■ Brief ■
Restate the full listing word for word and leave the pictures out.

[start]

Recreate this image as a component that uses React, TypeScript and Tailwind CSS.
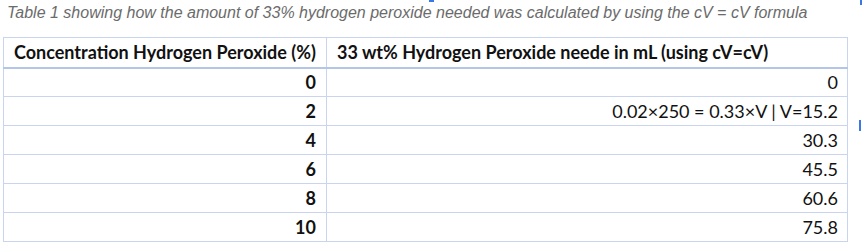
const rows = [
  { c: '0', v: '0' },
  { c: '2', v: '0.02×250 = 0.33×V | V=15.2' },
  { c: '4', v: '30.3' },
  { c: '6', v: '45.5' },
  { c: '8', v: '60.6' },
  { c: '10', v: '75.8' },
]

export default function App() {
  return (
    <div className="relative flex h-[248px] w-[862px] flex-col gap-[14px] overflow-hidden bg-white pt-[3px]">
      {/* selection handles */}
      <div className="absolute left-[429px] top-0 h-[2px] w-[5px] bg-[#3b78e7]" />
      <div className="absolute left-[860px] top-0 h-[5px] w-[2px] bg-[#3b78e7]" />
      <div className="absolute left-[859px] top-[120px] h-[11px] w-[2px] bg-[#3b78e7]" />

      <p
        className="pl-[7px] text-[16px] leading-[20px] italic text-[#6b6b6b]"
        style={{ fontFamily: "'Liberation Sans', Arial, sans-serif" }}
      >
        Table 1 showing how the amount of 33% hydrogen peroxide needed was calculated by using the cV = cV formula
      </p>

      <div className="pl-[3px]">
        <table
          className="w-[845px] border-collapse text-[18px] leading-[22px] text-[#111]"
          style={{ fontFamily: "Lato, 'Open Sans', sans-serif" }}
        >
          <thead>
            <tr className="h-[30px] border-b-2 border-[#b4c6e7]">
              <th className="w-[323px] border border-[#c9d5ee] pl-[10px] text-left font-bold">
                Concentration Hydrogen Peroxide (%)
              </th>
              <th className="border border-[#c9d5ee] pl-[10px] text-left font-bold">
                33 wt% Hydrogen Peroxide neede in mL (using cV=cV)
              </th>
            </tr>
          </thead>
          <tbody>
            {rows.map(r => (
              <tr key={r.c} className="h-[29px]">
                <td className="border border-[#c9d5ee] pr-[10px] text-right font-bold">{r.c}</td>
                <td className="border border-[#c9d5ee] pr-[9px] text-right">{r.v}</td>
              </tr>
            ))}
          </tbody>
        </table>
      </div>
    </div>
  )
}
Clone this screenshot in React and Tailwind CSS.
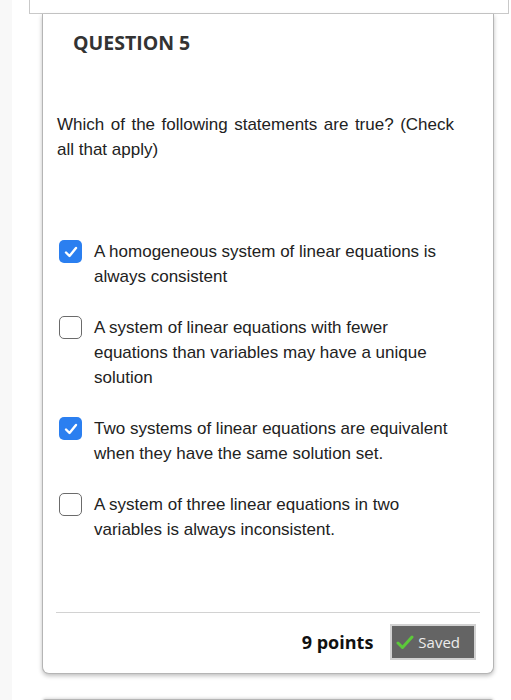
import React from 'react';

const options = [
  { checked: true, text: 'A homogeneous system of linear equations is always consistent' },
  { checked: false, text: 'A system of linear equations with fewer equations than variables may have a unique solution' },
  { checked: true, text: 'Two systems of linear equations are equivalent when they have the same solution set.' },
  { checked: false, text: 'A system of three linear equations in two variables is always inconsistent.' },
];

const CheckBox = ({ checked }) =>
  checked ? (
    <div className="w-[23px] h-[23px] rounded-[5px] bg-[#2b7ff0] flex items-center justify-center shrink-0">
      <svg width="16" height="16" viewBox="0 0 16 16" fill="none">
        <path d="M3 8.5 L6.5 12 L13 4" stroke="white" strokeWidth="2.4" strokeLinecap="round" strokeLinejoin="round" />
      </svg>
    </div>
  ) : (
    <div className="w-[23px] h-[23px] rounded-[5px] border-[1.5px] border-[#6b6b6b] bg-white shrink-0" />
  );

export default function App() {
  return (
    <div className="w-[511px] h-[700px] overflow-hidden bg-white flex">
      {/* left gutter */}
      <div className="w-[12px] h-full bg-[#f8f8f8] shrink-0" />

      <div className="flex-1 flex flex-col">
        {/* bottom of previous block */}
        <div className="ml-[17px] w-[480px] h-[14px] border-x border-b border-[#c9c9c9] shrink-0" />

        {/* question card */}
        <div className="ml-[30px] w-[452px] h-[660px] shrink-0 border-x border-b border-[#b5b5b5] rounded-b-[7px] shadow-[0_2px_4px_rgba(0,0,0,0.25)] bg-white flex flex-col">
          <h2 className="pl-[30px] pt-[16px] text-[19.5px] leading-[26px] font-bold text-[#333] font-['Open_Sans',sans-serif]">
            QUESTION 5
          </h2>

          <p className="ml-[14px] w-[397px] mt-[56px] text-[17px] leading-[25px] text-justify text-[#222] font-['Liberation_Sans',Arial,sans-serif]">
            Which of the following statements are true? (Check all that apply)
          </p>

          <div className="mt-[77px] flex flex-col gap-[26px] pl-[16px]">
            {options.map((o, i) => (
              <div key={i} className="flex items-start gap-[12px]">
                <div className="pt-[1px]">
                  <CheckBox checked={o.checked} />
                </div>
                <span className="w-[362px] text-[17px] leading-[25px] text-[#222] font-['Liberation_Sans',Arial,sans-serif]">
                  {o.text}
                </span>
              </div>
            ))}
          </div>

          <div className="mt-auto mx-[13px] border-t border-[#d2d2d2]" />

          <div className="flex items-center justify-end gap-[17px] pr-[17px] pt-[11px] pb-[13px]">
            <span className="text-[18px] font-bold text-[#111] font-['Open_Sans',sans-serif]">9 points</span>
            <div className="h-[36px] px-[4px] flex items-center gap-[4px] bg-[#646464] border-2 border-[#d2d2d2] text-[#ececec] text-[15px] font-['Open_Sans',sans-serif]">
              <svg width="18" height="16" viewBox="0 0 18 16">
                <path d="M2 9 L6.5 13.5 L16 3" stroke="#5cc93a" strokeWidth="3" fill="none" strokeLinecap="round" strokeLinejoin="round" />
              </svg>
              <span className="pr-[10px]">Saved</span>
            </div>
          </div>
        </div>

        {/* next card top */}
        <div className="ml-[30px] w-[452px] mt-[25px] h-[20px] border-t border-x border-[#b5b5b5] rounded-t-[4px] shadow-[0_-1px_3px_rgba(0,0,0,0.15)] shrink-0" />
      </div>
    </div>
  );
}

[end]

■ Written answer ■
Recreate this image as a component that uses React, TypeScript and Tailwind CSS.
const rows = [
  { c: '0', v: '0' },
  { c: '2', v: '0.02×250 = 0.33×V | V=15.2' },
  { c: '4', v: '30.3' },
  { c: '6', v: '45.5' },
  { c: '8', v: '60.6' },
  { c: '10', v: '75.8' },
]

export default function App() {
  return (
    <div className="relative flex h-[248px] w-[862px] flex-col gap-[14px] overflow-hidden bg-white pt-[3px]">
      {/* selection handles */}
      <div className="absolute left-[429px] top-0 h-[2px] w-[5px] bg-[#3b78e7]" />
      <div className="absolute left-[860px] top-0 h-[5px] w-[2px] bg-[#3b78e7]" />
      <div className="absolute left-[859px] top-[120px] h-[11px] w-[2px] bg-[#3b78e7]" />

      <p
        className="pl-[7px] text-[16px] leading-[20px] italic text-[#6b6b6b]"
        style={{ fontFamily: "'Liberation Sans', Arial, sans-serif" }}
      >
        Table 1 showing how the amount of 33% hydrogen peroxide needed was calculated by using the cV = cV formula
      </p>

      <div className="pl-[3px]">
        <table
          className="w-[845px] border-collapse text-[18px] leading-[22px] text-[#111]"
          style={{ fontFamily: "Lato, 'Open Sans', sans-serif" }}
        >
          <thead>
            <tr className="h-[30px] border-b-2 border-[#b4c6e7]">
              <th className="w-[323px] border border-[#c9d5ee] pl-[10px] text-left font-bold">
                Concentration Hydrogen Peroxide (%)
              </th>
              <th className="border border-[#c9d5ee] pl-[10px] text-left font-bold">
                33 wt% Hydrogen Peroxide neede in mL (using cV=cV)
              </th>
            </tr>
          </thead>
          <tbody>
            {rows.map(r => (
              <tr key={r.c} className="h-[29px]">
                <td className="border border-[#c9d5ee] pr-[10px] text-right font-bold">{r.c}</td>
                <td className="border border-[#c9d5ee] pr-[9px] text-right">{r.v}</td>
              </tr>
            ))}
          </tbody>
        </table>
      </div>
    </div>
  )
}
Clone this screenshot in React and Tailwind CSS.
import React from 'react';

const options = [
  { checked: true, text: 'A homogeneous system of linear equations is always consistent' },
  { checked: false, text: 'A system of linear equations with fewer equations than variables may have a unique solution' },
  { checked: true, text: 'Two systems of linear equations are equivalent when they have the same solution set.' },
  { checked: false, text: 'A system of three linear equations in two variables is always inconsistent.' },
];

const CheckBox = ({ checked }) =>
  checked ? (
    <div className="w-[23px] h-[23px] rounded-[5px] bg-[#2b7ff0] flex items-center justify-center shrink-0">
      <svg width="16" height="16" viewBox="0 0 16 16" fill="none">
        <path d="M3 8.5 L6.5 12 L13 4" stroke="white" strokeWidth="2.4" strokeLinecap="round" strokeLinejoin="round" />
      </svg>
    </div>
  ) : (
    <div className="w-[23px] h-[23px] rounded-[5px] border-[1.5px] border-[#6b6b6b] bg-white shrink-0" />
  );

export default function App() {
  return (
    <div className="w-[511px] h-[700px] overflow-hidden bg-white flex">
      {/* left gutter */}
      <div className="w-[12px] h-full bg-[#f8f8f8] shrink-0" />

      <div className="flex-1 flex flex-col">
        {/* bottom of previous block */}
        <div className="ml-[17px] w-[480px] h-[14px] border-x border-b border-[#c9c9c9] shrink-0" />

        {/* question card */}
        <div className="ml-[30px] w-[452px] h-[660px] shrink-0 border-x border-b border-[#b5b5b5] rounded-b-[7px] shadow-[0_2px_4px_rgba(0,0,0,0.25)] bg-white flex flex-col">
          <h2 className="pl-[30px] pt-[16px] text-[19.5px] leading-[26px] font-bold text-[#333] font-['Open_Sans',sans-serif]">
            QUESTION 5
          </h2>

          <p className="ml-[14px] w-[397px] mt-[56px] text-[17px] leading-[25px] text-justify text-[#222] font-['Liberation_Sans',Arial,sans-serif]">
            Which of the following statements are true? (Check all that apply)
          </p>

          <div className="mt-[77px] flex flex-col gap-[26px] pl-[16px]">
            {options.map((o, i) => (
              <div key={i} className="flex items-start gap-[12px]">
                <div className="pt-[1px]">
                  <CheckBox checked={o.checked} />
                </div>
                <span className="w-[362px] text-[17px] leading-[25px] text-[#222] font-['Liberation_Sans',Arial,sans-serif]">
                  {o.text}
                </span>
              </div>
            ))}
          </div>

          <div className="mt-auto mx-[13px] border-t border-[#d2d2d2]" />

          <div className="flex items-center justify-end gap-[17px] pr-[17px] pt-[11px] pb-[13px]">
            <span className="text-[18px] font-bold text-[#111] font-['Open_Sans',sans-serif]">9 points</span>
            <div className="h-[36px] px-[4px] flex items-center gap-[4px] bg-[#646464] border-2 border-[#d2d2d2] text-[#ececec] text-[15px] font-['Open_Sans',sans-serif]">
              <svg width="18" height="16" viewBox="0 0 18 16">
                <path d="M2 9 L6.5 13.5 L16 3" stroke="#5cc93a" strokeWidth="3" fill="none" strokeLinecap="round" strokeLinejoin="round" />
              </svg>
              <span className="pr-[10px]">Saved</span>
            </div>
          </div>
        </div>

        {/* next card top */}
        <div className="ml-[30px] w-[452px] mt-[25px] h-[20px] border-t border-x border-[#b5b5b5] rounded-t-[4px] shadow-[0_-1px_3px_rgba(0,0,0,0.15)] shrink-0" />
      </div>
    </div>
  );
}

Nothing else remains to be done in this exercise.